Path(s) to save content to. If more than one path is specified then the same number of urls must also be provided. THis parameter will be path.expand()ed.

overwrite

Will only overwrite existing path if TRUE.

...

passed on to GET()

Value

a data frame containing the url(s), path(s), cache status, and HTTP status code(s). If there was an error downloading a file the path, status code, and HTTP status columns will be NA. If the file was now re-downloaded the status code will be 399

Details

Since this function uses GET(), callers can pass in httr configuration options to customize the behaviour of the download process (e.g. specify a User-Agent via user_agent(), set proxy config via use_proxy(), etc.).

The function is also "cache-aware" in the sense that you deliberately have to specify overwrite = TRUE to force a re-download.

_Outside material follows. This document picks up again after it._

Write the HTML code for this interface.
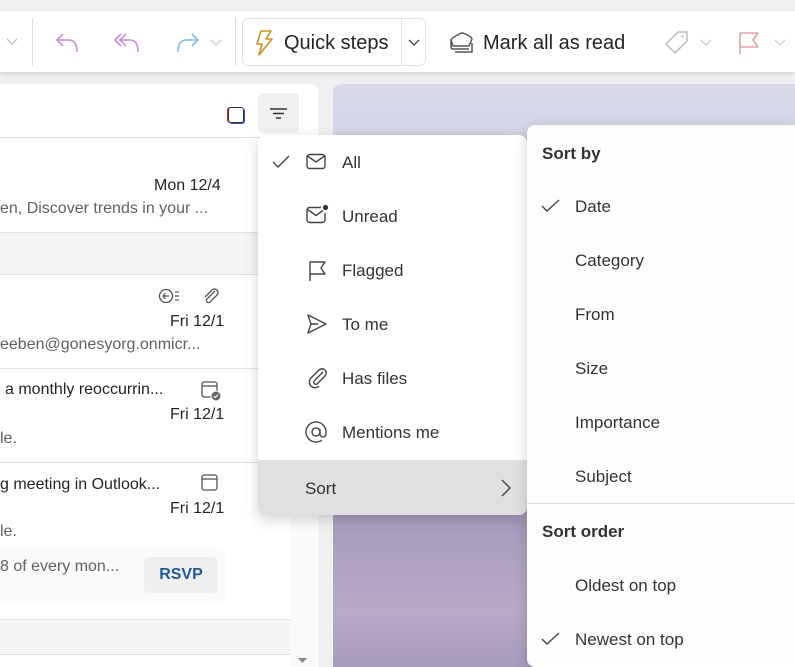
<!DOCTYPE html>
<html><head><meta charset="utf-8"><style>
*{box-sizing:border-box;margin:0;padding:0}
body{width:795px;height:667px;overflow:hidden;background:#f0f0f0;font-family:"Liberation Sans",sans-serif;position:relative;color:#242424}
.abs{position:absolute}
.tb{left:0;top:11px;width:795px;height:61px;background:#fff;box-shadow:0 2px 4px rgba(0,0,0,.12)}
.list{left:0;top:84px;width:318px;height:583px;background:#fff;border-radius:0 8px 0 0}
.row{position:absolute;left:0;width:291px;border-bottom:1px solid #e1e1e1}
.t{position:absolute;white-space:nowrap;font-size:16px}
.g{color:#616161}
.bg{left:333px;top:84px;width:462px;height:583px;border-radius:8px 0 0 0;background:linear-gradient(180deg,#d8dae9 0%,#c8cfe3 20%,#b9b8d2 55%,#a79cbd 75%,#b8a9c8 90%,#a89cbe 100%)}
.m1{left:258px;top:135px;width:269px;height:380px;background:#fff;border-radius:8px;box-shadow:0 4px 14px rgba(0,0,0,.18);overflow:hidden}
.m2{left:527px;top:125px;width:268px;height:542px;background:#fdfdfd;border-radius:8px 0 0 8px;box-shadow:0 4px 14px rgba(0,0,0,.18)}
.mi{position:absolute;font-size:17px;color:#333;white-space:nowrap}
svg{position:absolute;overflow:visible}
</style></head><body>
<div class="abs tb"></div>
<svg style="left:6px;top:38px" width="12" height="8"><path d="M1 1l5 5 5-5" fill="none" stroke="#bbb" stroke-width="1.3"/></svg>
<div class="abs" style="left:32px;top:18px;width:1px;height:48px;background:#ddd"></div>
<svg style="left:55px;top:32px" width="26" height="22"><path d="M8 2L2 8l6 6M2 8h12c5 0 8 4 8 12" fill="none" stroke="#c98ad6" stroke-width="1.6"/></svg>
<svg style="left:114px;top:32px" width="28" height="22"><path d="M7 2L1 8l6 6M12 2L6 8l6 6M6 8h10c5 0 8 4 8 12" fill="none" stroke="#c98ad6" stroke-width="1.6"/></svg>
<svg style="left:174px;top:32px" width="26" height="22"><path d="M18 2l6 6-6 6M24 8H12c-5 0-8 4-8 12" fill="none" stroke="#86b9e8" stroke-width="1.6"/></svg>
<svg style="left:210px;top:39px" width="12" height="8"><path d="M1 1l5 5 5-5" fill="none" stroke="#ccc" stroke-width="1.3"/></svg>
<div class="abs" style="left:235px;top:18px;width:1px;height:48px;background:#ddd"></div>
<div class="abs" style="left:242px;top:18px;width:184px;height:48px;border:1px solid #e0e0e0;border-radius:6px"></div>
<div class="abs" style="left:401px;top:19px;width:1px;height:46px;background:#e0e0e0"></div>
<svg style="left:254px;top:30px" width="20" height="26"><path d="M7 1h10l-5 8h6L5 25l3-11H3z" fill="none" stroke="#c4961a" stroke-width="1.6" stroke-linejoin="round"/></svg>
<div class="t" style="left:284px;top:32px;font-size:20px;color:#242424">Quick steps</div>
<svg style="left:408px;top:39px" width="12" height="8"><path d="M1 1l5 5 5-5" fill="none" stroke="#444" stroke-width="1.3"/></svg>
<svg style="left:449px;top:31px" width="26" height="22"><path d="M2 9c0-2 10-7 11-7 2 0 10 4 10 6l-3 7H4z" fill="none" stroke="#555" stroke-width="1.5" stroke-linejoin="round"/><path d="M2 9v7a2 2 0 0 0 2 2h16" fill="none" stroke="#555" stroke-width="1.5"/><path d="M6 21h17v-9" fill="none" stroke="#555" stroke-width="1.5"/></svg>
<div class="t" style="left:483px;top:32px;font-size:20px;color:#242424">Mark all as read</div>
<svg style="left:664px;top:30px" width="26" height="26"><path d="M14 2h9v9L11 23 2 14z" fill="none" stroke="#bbb" stroke-width="1.5" stroke-linejoin="round"/><circle cx="18.5" cy="6.5" r="1.2" fill="#bbb"/></svg>
<svg style="left:700px;top:39px" width="12" height="8"><path d="M1 1l5 5 5-5" fill="none" stroke="#ccc" stroke-width="1.3"/></svg>
<svg style="left:738px;top:31px" width="22" height="24"><path d="M2 23V2h18l-5 7 5 7H2" fill="none" stroke="#e3a0a8" stroke-width="1.6" stroke-linejoin="round"/></svg>
<svg style="left:774px;top:39px" width="12" height="8"><path d="M1 1l5 5 5-5" fill="none" stroke="#ccc" stroke-width="1.3"/></svg>

<div class="abs list"></div>
<div class="abs" style="left:291px;top:138px;width:27px;height:529px;background:#fafafa"></div>
<div class="abs" style="left:0;top:137px;width:318px;height:1px;background:#e1e1e1"></div>
<div class="abs" style="left:228px;top:107px;width:16px;height:16px;border:1.5px solid #333;border-radius:3px;box-shadow:1px 1px 0 #3050c0,-1px 0 0 #c03030"></div>
<div class="abs" style="left:258px;top:93px;width:41px;height:40px;background:#f0f0f0;border-radius:5px"></div>
<svg style="left:269px;top:108px" width="20" height="12"><path d="M1 1h17M4 5.5h11M7 10h5" stroke="#333" stroke-width="1.4"/></svg>

<div class="row" style="top:138px;height:95px"></div>
<div class="t" style="left:154px;top:177px">Mon 12/4</div>
<div class="t g" style="left:0;top:200px">en, Discover trends in your ...</div>
<div class="abs" style="left:0;top:233px;width:291px;height:42px;background:#f5f5f5;border-bottom:1px solid #e1e1e1"></div>
<div class="row" style="top:276px;height:93px"></div>
<svg style="left:158px;top:288px" width="26" height="16"><circle cx="8" cy="8" r="6.5" fill="none" stroke="#555" stroke-width="1.3"/><path d="M11 8H5m2.5-3L5 8l2.5 3M17 4h4M17 8h4M17 12h4" fill="none" stroke="#555" stroke-width="1.2"/></svg>
<svg style="left:201px;top:287px" width="18" height="18"><path d="M14 4L6 12a2 2 0 0 0 3 3l7-7a3.5 3.5 0 0 0-5-5L4 10" fill="none" stroke="#555" stroke-width="1.3"/></svg>
<div class="t" style="left:170px;top:313px">Fri 12/1</div>
<div class="t g" style="left:0;top:336px">eeben@gonesyorg.onmicr...</div>
<div class="row" style="top:369px;height:94px"></div>
<div class="t" style="left:5px;top:381px">a monthly reoccurrin...</div>
<svg style="left:201px;top:381px" width="22" height="22"><rect x="1" y="1" width="15" height="15" rx="2.5" fill="none" stroke="#555" stroke-width="1.3"/><path d="M1 5h15" stroke="#555" stroke-width="1.3"/><circle cx="15" cy="15" r="5" fill="#666" stroke="#fff" stroke-width="1"/><path d="M12.8 15l1.5 1.5 3-3" fill="none" stroke="#fff" stroke-width="1"/></svg>
<div class="t" style="left:170px;top:406px">Fri 12/1</div>
<div class="t g" style="left:0;top:430px">le.</div>
<div class="row" style="top:463px;height:157px"></div>
<div class="t" style="left:0;top:476px">g meeting in Outlook...</div>
<svg style="left:201px;top:474px" width="18" height="18"><rect x="1" y="1" width="15" height="15" rx="2.5" fill="none" stroke="#555" stroke-width="1.3"/><path d="M1 5h15" stroke="#555" stroke-width="1.3"/></svg>
<div class="t" style="left:170px;top:500px">Fri 12/1</div>
<div class="t g" style="left:0;top:523px">le.</div>
<div class="abs" style="left:0;top:548px;width:225px;height:55px;background:#fafafa;border-radius:0 6px 6px 0"></div>
<div class="t g" style="left:0;top:558px">8 of every mon...</div>
<div class="abs" style="left:144px;top:557px;width:74px;height:36px;background:#efefef;border-radius:5px;color:#1f5a94;font-weight:bold;font-size:16px;text-align:center;line-height:36px">RSVP</div>
<div class="abs" style="left:0;top:620px;width:291px;height:35px;background:#f5f5f5;border-bottom:1px solid #e1e1e1"></div>
<svg style="left:298px;top:658px" width="10" height="6"><path d="M0 0h9L4.5 5z" fill="#888"/></svg>

<div class="abs bg"></div>

<div class="abs m1">
<div class="abs" style="left:0;top:325px;width:269px;height:55px;background:#e0e0e0"></div>
</div>
<svg style="left:272px;top:155px" width="18" height="14"><path d="M1 7l5 5L17 1" fill="none" stroke="#444" stroke-width="1.4"/></svg>
<svg style="left:306px;top:153px" width="22" height="18"><rect x="1" y="1.5" width="18" height="14" rx="2.5" fill="none" stroke="#444" stroke-width="1.4"/><path d="M1.5 3l8.5 6 8.5-6" fill="none" stroke="#444" stroke-width="1.4"/></svg>
<div class="mi" style="left:342px;top:153px">All</div>
<svg style="left:306px;top:204px" width="24" height="20"><path d="M15 3.5H3.5a2.5 2.5 0 0 0-2.5 2.5v10a2.5 2.5 0 0 0 2.5 2.5h13a2.5 2.5 0 0 0 2.5-2.5V9" fill="none" stroke="#444" stroke-width="1.4"/><path d="M1.5 5.5l8.5 6 7-5" fill="none" stroke="#444" stroke-width="1.4"/><circle cx="19.5" cy="3.5" r="2.6" fill="#333"/></svg>
<div class="mi" style="left:342px;top:207px">Unread</div>
<svg style="left:308px;top:260px" width="20" height="22"><path d="M2 21V2h15l-4 6 4 6H2" fill="none" stroke="#444" stroke-width="1.4" stroke-linejoin="round"/></svg>
<div class="mi" style="left:342px;top:261px">Flagged</div>
<svg style="left:306px;top:313px" width="22" height="22"><path d="M2 2l18 9-18 9 3-9zM5 11h7" fill="none" stroke="#444" stroke-width="1.4" stroke-linejoin="round"/></svg>
<div class="mi" style="left:342px;top:315px">To me</div>
<svg style="left:307px;top:367px" width="22" height="22"><path d="M16 5L7 14a2.2 2.2 0 0 0 3 3l8-8a4 4 0 0 0-6-6L4 11a5.5 5.5 0 0 0 8 8" fill="none" stroke="#444" stroke-width="1.4"/></svg>
<div class="mi" style="left:342px;top:369px">Has files</div>
<svg style="left:305px;top:421px" width="22" height="22"><circle cx="11" cy="11" r="4" fill="none" stroke="#444" stroke-width="1.4"/><path d="M15 8v5a3 3 0 0 0 6 0v-2a10 10 0 1 0-4 8" fill="none" stroke="#444" stroke-width="1.4"/></svg>
<div class="mi" style="left:342px;top:423px">Mentions me</div>
<div class="mi" style="left:305px;top:479px">Sort</div>
<svg style="left:500px;top:478px" width="12" height="20"><path d="M2 2l8 8-8 8" fill="none" stroke="#444" stroke-width="1.4"/></svg>

<div class="abs m2"></div>
<div class="mi" style="left:542px;top:144px;font-weight:bold;color:#333">Sort by</div>
<svg style="left:541px;top:199px" width="20" height="14"><path d="M1 7l5 5L18 1" fill="none" stroke="#444" stroke-width="1.4"/></svg>
<div class="mi" style="left:575px;top:197px">Date</div>
<div class="mi" style="left:575px;top:251px">Category</div>
<div class="mi" style="left:575px;top:305px">From</div>
<div class="mi" style="left:575px;top:359px">Size</div>
<div class="mi" style="left:575px;top:413px">Importance</div>
<div class="mi" style="left:575px;top:467px">Subject</div>
<div class="abs" style="left:527px;top:503px;width:268px;height:1px;background:#ddd"></div>
<div class="mi" style="left:542px;top:522px;font-weight:bold;color:#333">Sort order</div>
<div class="mi" style="left:575px;top:576px">Oldest on top</div>
<svg style="left:541px;top:632px" width="20" height="14"><path d="M1 7l5 5L18 1" fill="none" stroke="#444" stroke-width="1.4"/></svg>
<div class="mi" style="left:575px;top:630px">Newest on top</div>
</body></html>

This has the potential to save bandwidth of both the caller and the site hosting files for download.

Note

While this function supports specifying multiple URLs and download paths it does not perform concurrent downloads.

See also

GET(); write_disk()

Examples

# NOT RUN {
tmp1 <- tempfile()
tmp2 <- tempfile()
tmp3 <- tempfile()

download_file("https://google.com", tmp1) # downloads fine
download_file("https://google.com", tmp1) # doesn't re-download since it's cached
download_file("https://google.com", tmp1, overwrite = TRUE) # re-downloads (overwrites file)
download_file("https://google.com", tmp2) # re-downloads (new file)
download_file("badurl", tmp3) # handles major errors gracefully

# multi-file example with no-caching
download_file(
  c(rep("https://google.com", 2), "badurl"),
  c(tmp1, tmp2, tmp3),
  overwrite = TRUE
)

# multi-file example with caching
download_file(
  c(rep("https://google.com", 2), "badurl"),
  c(tmp1, tmp2, tmp3),
  overwrite = FALSE
)
# }